I’ve said a bit more about the Power of Teeny in this Picture BookDen post here.

In the margins of illuminated manuscripts from around 700 years ago, you can discover some quite weird things.

There are fighty rabbits doing bad things to people. There are knights battling snails.
There are nuns harvesting unmentionable fruits from trees. Clearly, someone left the illustrator alone to do their own thing, and what they’ve chosen to do is hide the scatalogical and the mad and the bizarre in those pages: demented doodles that can talk to us from 700 years ago. These illuminators were enjoying the secret power of the illustrator: to shrink and expand, to undermine, to winch things in, to be the last one on the job who got to have the last (pictorial) word on the page. 
 (Plus – I noticed this medieval appearance of the Walking Fish – the ancestor of the Fizzgiggious Fish of Lear, and the walking fish who often wander the drawings of John Vernon Lord.)
Medieval walking fish (left) Lear's walking fish (centre) John Vernon Lord's fish wearing the best hat (right)
The voice of The Book of Not Entirely Useful Advice, comes of course straight from AF Harrold. If you want to know what this voice is like, tune in to the AFHLEKPoPod podcasts.
These may be about subjects such as Toast, and brought to you by kind association with items such as Sausages (“like food but tubular…plop ‘em on your plate and stick ‘em in your mouth.”) and then at the end advise you about what to do if you didn’t like the podcast (eg “If this wasn’t your cup of tea, why not make yourself a cup of tea, and see if that’s better…”)
Edward Lear (left) Darwin (top right) John Vernon lord (bottom right)
Also as I may have mentioned before, AF has a magnificent beard, which put me in mind of other magnificently bearded individuals, like Edward Lear, of course, but also that illustrator of Lear, John Vernon Lord, and also that collector of botanical ideas, Charles Darwin.

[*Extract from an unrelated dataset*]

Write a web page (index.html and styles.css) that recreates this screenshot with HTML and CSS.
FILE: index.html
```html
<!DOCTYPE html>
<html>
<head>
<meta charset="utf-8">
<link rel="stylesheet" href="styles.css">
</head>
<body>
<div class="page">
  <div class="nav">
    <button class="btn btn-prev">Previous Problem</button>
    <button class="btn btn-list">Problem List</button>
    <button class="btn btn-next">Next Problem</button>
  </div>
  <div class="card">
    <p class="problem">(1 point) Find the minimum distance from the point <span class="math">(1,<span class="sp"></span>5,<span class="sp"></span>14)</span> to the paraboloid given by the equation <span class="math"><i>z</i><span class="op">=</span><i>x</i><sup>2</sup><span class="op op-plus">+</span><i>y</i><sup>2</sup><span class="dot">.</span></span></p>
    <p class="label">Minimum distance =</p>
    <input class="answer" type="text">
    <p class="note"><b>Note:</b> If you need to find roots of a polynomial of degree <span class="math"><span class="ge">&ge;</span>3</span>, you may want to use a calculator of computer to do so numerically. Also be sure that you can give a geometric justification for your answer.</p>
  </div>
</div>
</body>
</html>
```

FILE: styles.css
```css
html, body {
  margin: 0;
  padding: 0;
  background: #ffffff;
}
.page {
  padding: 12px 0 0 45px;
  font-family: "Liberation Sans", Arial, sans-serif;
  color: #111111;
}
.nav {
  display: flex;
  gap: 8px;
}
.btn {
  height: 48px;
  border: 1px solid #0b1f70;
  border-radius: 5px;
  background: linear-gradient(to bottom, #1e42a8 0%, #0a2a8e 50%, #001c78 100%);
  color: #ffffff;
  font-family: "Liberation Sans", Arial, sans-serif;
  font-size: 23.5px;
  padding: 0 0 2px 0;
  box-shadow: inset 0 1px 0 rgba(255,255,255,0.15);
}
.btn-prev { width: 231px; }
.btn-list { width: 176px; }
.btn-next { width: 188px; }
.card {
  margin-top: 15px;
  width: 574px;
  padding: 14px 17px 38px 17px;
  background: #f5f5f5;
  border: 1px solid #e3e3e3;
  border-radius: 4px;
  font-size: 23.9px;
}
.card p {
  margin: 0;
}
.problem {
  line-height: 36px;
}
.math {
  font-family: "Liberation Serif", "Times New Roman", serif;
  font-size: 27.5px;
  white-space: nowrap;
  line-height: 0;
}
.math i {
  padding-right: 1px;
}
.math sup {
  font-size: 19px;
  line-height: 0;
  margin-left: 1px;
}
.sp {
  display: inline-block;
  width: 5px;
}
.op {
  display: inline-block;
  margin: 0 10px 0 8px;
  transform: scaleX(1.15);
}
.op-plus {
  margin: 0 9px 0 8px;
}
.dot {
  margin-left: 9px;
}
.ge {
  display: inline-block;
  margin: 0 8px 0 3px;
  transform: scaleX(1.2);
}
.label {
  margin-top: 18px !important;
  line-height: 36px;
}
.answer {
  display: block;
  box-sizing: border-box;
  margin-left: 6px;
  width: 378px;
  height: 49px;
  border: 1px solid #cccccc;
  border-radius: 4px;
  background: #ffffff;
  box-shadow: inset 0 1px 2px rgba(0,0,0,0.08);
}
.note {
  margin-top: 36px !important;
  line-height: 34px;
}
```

Could I shrink AF and have him roaming though his book, perhaps with a bit of a net for catching ingredients for poems?

Yes I could.

There’s one poem in the Not Entirely Useful Advice called Winch – which gave me the idea – that maybe in this book a lot of winching can happen.
Signs could be lowered down on hooks. So there’s somewhere beyond the pages where things are being lowered in from. There’s also the chance to force your poet to do ridiculous things, like dangle a puppet version of themselves. And of course put them in the bath.

Also as the illustrator there’s the power to take over entirely and completely fill the page with knots, and also add my own useful notes pointing out where AF has got things wrong.

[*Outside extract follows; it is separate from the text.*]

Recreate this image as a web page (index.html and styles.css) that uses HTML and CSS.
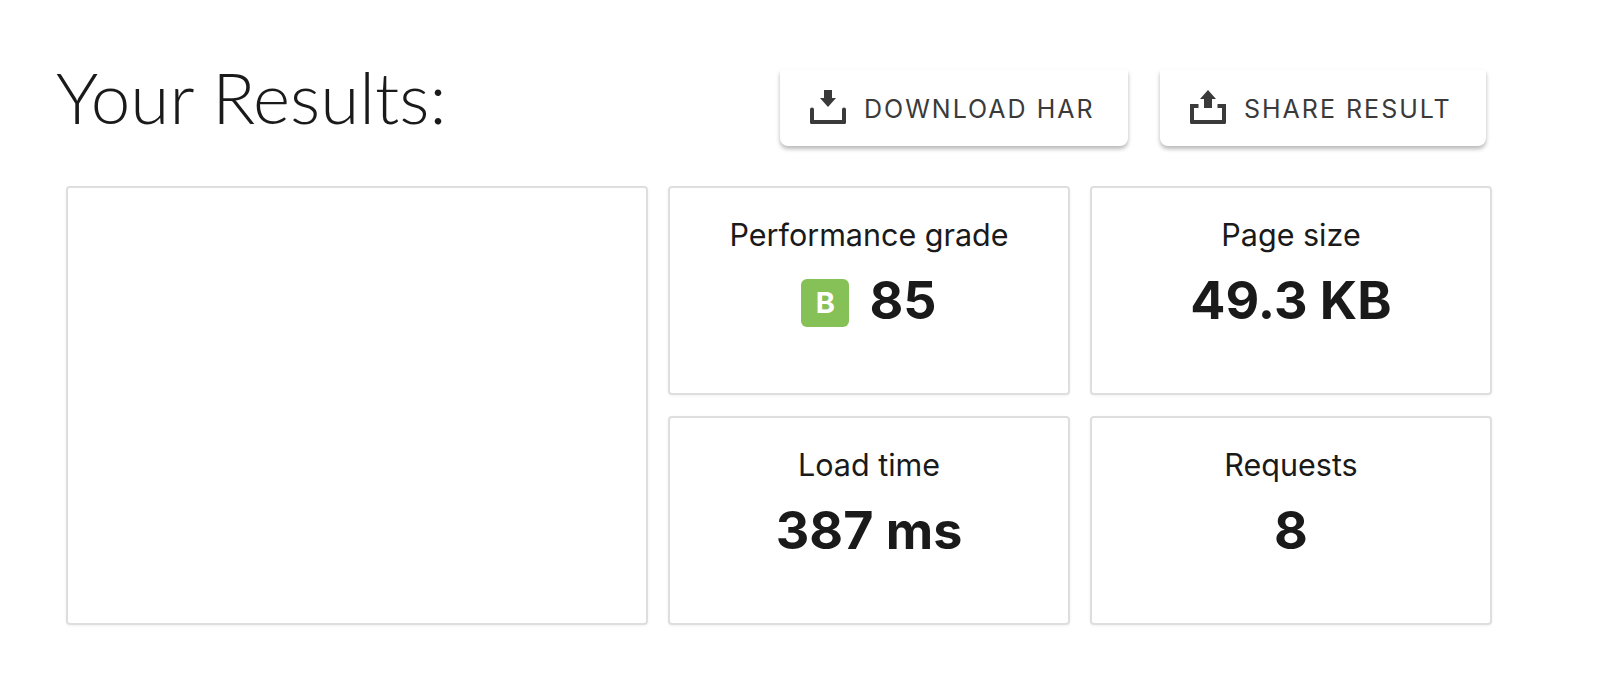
FILE: index.html
```html
<html>
    <head>
        <title>Your Results</title>
        <link rel="stylesheet" href="styles.css">
    </head>
    <body>
        <div class="results">
            <div class="results-head">
                <h1 class="titulo">Your Results:</h1>
                <div class="acciones">
                    <button class="boton boton-har">
                        <svg class="icono" viewBox="0 0 36 34">
                            <path d="M14 0h8v8h4L18 17 10 8h4z"/>
                            <path d="M0 19.500a2 2 0 0 1 4 0V30h28V19.500a2 2 0 0 1 4 0V32.500a1.500 1.500 0 0 1-1.500 1.500h-33A1.500 1.500 0 0 1 0 32.500z"/>
                        </svg>
                        DOWNLOAD HAR
                    </button>
                    <button class="boton boton-share">
                        <svg class="icono" viewBox="0 0 36 34">
                            <path d="M18 0l8 9h-4v9h-8V9h-4z"/>
                            <path d="M0 14h8.500v4H4v12h28V18h-4.500v-4H36V32.500a1.500 1.500 0 0 1-1.500 1.500h-33A1.500 1.500 0 0 1 0 32.500z"/>
                        </svg>
                        SHARE RESULT
                    </button>
                </div>
            </div>
            <div class="tablero">
                <div class="tarjeta tarjeta-grande"></div>
                <div class="tarjeta">
                    <div class="etiqueta">Performance grade</div>
                    <div class="valor"><span class="nota">B</span>85</div>
                </div>
                <div class="tarjeta">
                    <div class="etiqueta">Page size</div>
                    <div class="valor">49.3 KB</div>
                </div>
                <div class="tarjeta">
                    <div class="etiqueta">Load time</div>
                    <div class="valor">387 ms</div>
                </div>
                <div class="tarjeta">
                    <div class="etiqueta">Requests</div>
                    <div class="valor">8</div>
                </div>
            </div>
        </div>
    </body>
</html>
```

FILE: styles.css
```css
html{
    background-color: #ffffff;
}
body{
    margin: 0;
    font-family: "Inter", "Liberation Sans", sans-serif;
    color: #1a1a1a;
}
.results{
    padding-left: 56px;
    width: 1430px;
}
.results-head{
    display: flex;
    justify-content: space-between;
    height: 186px;
}
.titulo{
    margin: 51px 0 0 0;
    font-family: "Lato", sans-serif;
    font-weight: 300;
    font-size: 71px;
    line-height: 92px;
    height: 92px;
}
.acciones{
    display: flex;
    gap: 32px;
    padding-top: 70px;
    height: 76px;
}
.boton{
    display: flex;
    align-items: center;
    height: 76px;
    padding: 2px 0 0 30px;
    border: 0;
    border-radius: 0 0 8px 8px;
    background-color: #ffffff;
    box-shadow: 0 3px 4px rgba(0, 0, 0, 0.28);
    font-family: "Inter", sans-serif;
    font-size: 25px;
    letter-spacing: 2px;
    color: #3a3a3a;
    white-space: nowrap;
}
.boton-har{
    width: 348px;
}
.boton-share{
    width: 326px;
}
.icono{
    width: 36px;
    height: 34px;
    margin-right: 18px;
    margin-bottom: 4px;
    fill: #3a3a3a;
    flex-shrink: 0;
}
.tablero{
    display: grid;
    grid-template-columns: 582px 402px 402px;
    grid-template-rows: 209px 209px;
    gap: 21px 20px;
    margin-left: 10px;
}
.tarjeta{
    box-sizing: border-box;
    border: 2px solid #dedede;
    border-radius: 4px;
    box-shadow: 0 1px 3px rgba(0, 0, 0, 0.06);
    text-align: center;
    padding-top: 28px;
}
.tarjeta-grande{
    grid-row: 1 / 3;
}
.etiqueta{
    font-size: 30.5px;
    line-height: 38px;
}
.valor{
    display: flex;
    justify-content: center;
    align-items: center;
    margin-top: 15px;
    font-size: 52px;
    font-weight: 700;
    line-height: 64px;
}
.nota{
    display: flex;
    justify-content: center;
    align-items: center;
    width: 48px;
    height: 48px;
    margin-top: 4px;
    margin-right: 20px;
    border-radius: 6px;
    background-color: #86c158;
    color: #ffffff;
    font-size: 29px;
    font-weight: 700;
    line-height: 48px;
}
```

Luckily both AF Harrold and our fantastic team at Bloomsbury (Zoe Griffiths, Sarah Baldwin, Stephanie Amster and Jeni Child) were completely up for all this, in fact they positively encouraged it and wanted as much of it as possible. I guess we were attempting to make the ultimate unreliable narrator nonsense work.
The other good thing about just being the illustrator rather than the author-illustrator, is that I am just not responsible for the content or whether it makes sense. Actually as it turned out it seems that AF wasn’t either. I was really puzzled about the jelly in the bath in this poem here, plus why "quack quack quack"?

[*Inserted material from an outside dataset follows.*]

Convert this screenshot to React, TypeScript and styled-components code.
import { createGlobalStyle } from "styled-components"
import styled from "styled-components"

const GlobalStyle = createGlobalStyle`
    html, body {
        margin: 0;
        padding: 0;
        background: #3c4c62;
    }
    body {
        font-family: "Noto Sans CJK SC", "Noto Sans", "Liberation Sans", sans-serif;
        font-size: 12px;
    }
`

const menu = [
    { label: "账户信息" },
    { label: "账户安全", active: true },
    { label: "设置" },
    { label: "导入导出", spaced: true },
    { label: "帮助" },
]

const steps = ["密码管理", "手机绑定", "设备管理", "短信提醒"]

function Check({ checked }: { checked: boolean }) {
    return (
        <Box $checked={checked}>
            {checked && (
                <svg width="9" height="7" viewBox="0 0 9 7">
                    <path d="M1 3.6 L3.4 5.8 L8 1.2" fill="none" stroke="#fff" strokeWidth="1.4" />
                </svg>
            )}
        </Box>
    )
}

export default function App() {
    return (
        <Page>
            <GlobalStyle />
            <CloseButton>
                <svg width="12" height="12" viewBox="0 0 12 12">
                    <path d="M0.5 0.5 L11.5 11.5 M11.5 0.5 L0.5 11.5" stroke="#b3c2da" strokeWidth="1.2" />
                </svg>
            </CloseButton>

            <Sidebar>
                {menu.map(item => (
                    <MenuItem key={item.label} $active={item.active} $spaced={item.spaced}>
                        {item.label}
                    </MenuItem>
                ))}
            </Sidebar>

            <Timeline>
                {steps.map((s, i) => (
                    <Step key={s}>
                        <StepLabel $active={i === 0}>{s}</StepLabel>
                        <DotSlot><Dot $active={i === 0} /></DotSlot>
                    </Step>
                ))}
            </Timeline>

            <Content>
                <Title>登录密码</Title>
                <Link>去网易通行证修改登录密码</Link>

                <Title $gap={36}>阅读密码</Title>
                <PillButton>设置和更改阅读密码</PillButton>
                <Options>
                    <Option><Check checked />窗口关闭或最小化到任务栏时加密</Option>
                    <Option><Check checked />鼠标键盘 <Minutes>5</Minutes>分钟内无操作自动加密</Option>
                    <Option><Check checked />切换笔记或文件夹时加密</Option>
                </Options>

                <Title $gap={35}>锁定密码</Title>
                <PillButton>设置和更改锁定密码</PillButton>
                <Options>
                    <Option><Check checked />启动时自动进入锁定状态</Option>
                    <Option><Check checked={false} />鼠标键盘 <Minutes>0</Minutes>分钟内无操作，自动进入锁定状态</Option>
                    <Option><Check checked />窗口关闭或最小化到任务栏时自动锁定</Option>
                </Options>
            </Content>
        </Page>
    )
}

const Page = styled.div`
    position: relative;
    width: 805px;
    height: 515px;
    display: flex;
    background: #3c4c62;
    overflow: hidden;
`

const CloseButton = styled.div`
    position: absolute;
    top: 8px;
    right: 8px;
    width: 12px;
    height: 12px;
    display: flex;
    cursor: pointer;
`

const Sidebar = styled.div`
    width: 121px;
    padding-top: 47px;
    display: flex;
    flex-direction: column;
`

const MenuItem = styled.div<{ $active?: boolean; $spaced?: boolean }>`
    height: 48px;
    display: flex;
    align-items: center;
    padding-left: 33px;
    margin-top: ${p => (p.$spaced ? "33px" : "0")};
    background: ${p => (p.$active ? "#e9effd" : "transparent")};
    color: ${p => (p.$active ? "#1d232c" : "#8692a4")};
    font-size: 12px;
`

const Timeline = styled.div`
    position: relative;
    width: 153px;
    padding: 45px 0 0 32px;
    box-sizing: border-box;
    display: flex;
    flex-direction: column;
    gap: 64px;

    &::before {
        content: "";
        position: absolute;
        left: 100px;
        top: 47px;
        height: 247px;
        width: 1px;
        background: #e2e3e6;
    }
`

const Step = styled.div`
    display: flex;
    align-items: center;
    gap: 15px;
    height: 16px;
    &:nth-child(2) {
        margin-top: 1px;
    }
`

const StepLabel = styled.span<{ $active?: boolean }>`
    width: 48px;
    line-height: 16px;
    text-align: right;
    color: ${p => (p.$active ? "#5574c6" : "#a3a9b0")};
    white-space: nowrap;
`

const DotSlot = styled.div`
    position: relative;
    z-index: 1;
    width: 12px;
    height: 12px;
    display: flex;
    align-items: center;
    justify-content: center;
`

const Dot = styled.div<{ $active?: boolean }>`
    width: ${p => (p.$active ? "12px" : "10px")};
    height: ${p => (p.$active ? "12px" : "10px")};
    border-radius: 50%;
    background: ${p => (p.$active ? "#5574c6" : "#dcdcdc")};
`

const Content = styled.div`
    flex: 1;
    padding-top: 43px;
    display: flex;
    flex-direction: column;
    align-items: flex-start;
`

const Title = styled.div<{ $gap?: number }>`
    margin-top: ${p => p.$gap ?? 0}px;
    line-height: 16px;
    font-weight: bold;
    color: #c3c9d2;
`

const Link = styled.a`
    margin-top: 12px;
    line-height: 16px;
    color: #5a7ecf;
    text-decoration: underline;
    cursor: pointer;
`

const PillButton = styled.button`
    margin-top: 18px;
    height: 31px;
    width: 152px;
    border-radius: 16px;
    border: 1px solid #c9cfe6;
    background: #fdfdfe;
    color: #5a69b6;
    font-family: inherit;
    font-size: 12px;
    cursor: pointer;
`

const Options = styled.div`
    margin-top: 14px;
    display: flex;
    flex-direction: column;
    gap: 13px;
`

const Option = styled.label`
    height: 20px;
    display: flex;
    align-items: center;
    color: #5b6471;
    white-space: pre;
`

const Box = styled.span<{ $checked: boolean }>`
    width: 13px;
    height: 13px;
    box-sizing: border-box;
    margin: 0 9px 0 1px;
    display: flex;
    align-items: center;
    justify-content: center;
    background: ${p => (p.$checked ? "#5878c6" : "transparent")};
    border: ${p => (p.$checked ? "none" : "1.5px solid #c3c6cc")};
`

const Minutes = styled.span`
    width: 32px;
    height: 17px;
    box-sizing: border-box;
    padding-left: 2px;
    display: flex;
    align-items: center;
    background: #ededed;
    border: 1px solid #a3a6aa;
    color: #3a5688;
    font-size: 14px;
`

When questioned, the author admitted he had no idea either. So now random quacking has been turned into a repeating feature in The Book of Not Entirely Useful Advice.

When I first encountered AF Harrold, I was much impressed by the badge collection he was wearing. And badges are a perfect transportation device for good or bad advice. So to finish, here is your own cut out & keep badge selection, to create a badge for every occasion. I’m off to have another go on the Advice-a-tron 216.

The Book of Not Entirely Useful Advice by AF Harrold with pictures by Mini is published by Bloomsbury and released into the wild on the 3rd September 2020.